#### Data segment:
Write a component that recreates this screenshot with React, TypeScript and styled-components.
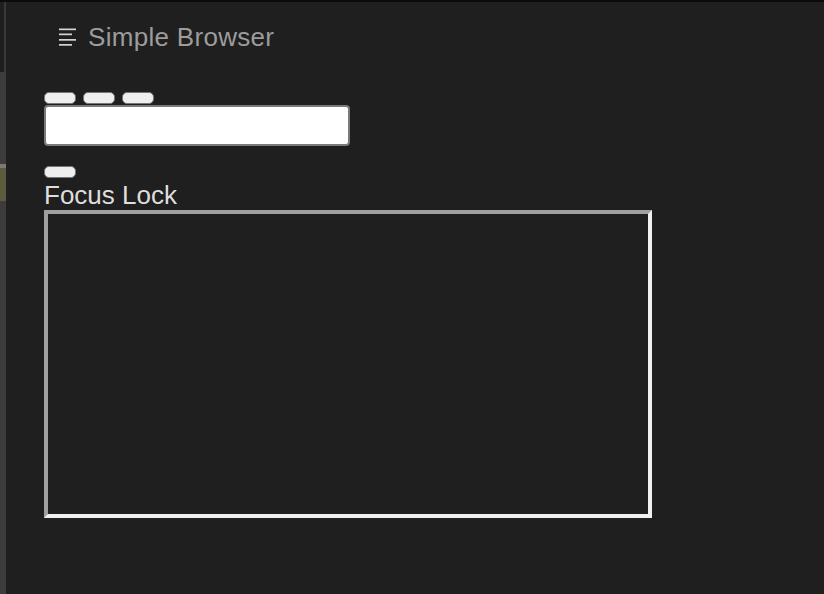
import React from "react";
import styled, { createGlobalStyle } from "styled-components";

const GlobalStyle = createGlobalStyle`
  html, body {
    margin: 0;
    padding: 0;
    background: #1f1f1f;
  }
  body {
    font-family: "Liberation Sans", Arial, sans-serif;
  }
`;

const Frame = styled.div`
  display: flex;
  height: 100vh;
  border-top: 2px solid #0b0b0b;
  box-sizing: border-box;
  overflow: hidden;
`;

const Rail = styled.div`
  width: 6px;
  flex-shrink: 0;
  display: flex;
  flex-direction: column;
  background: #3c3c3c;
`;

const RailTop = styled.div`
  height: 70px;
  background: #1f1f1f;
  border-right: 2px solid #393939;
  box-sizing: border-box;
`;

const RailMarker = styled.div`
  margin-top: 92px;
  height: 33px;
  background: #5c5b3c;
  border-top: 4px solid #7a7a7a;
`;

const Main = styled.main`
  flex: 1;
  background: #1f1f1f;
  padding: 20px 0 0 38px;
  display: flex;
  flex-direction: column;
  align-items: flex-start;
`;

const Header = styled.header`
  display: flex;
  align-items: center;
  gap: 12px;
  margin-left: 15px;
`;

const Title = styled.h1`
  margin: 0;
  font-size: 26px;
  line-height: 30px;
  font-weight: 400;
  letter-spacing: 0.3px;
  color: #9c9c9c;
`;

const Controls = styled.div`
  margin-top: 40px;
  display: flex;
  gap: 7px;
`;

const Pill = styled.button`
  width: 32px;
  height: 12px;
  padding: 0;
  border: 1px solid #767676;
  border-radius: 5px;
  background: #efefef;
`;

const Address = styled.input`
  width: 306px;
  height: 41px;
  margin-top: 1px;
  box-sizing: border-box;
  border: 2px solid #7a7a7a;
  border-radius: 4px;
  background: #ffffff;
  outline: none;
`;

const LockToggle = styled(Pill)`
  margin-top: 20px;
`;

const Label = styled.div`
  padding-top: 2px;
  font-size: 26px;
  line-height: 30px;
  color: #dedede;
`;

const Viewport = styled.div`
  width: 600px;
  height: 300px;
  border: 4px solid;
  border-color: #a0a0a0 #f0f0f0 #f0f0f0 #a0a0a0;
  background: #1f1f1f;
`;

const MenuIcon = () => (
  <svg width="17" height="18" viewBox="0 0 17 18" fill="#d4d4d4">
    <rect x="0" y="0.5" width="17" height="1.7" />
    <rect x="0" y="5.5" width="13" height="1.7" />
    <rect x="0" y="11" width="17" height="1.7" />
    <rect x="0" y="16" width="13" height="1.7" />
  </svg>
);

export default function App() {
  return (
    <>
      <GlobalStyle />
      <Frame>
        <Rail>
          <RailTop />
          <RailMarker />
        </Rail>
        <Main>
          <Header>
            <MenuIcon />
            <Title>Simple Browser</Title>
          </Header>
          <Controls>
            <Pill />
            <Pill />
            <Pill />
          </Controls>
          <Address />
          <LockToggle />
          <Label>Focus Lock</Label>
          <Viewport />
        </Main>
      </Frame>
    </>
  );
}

#### Directions for this task:
Find the lines containing "components" and pull them out.

#### Result for this exercise:
Write a component that recreates this screenshot with React, TypeScript and styled-components.
import styled, { createGlobalStyle } from "styled-components";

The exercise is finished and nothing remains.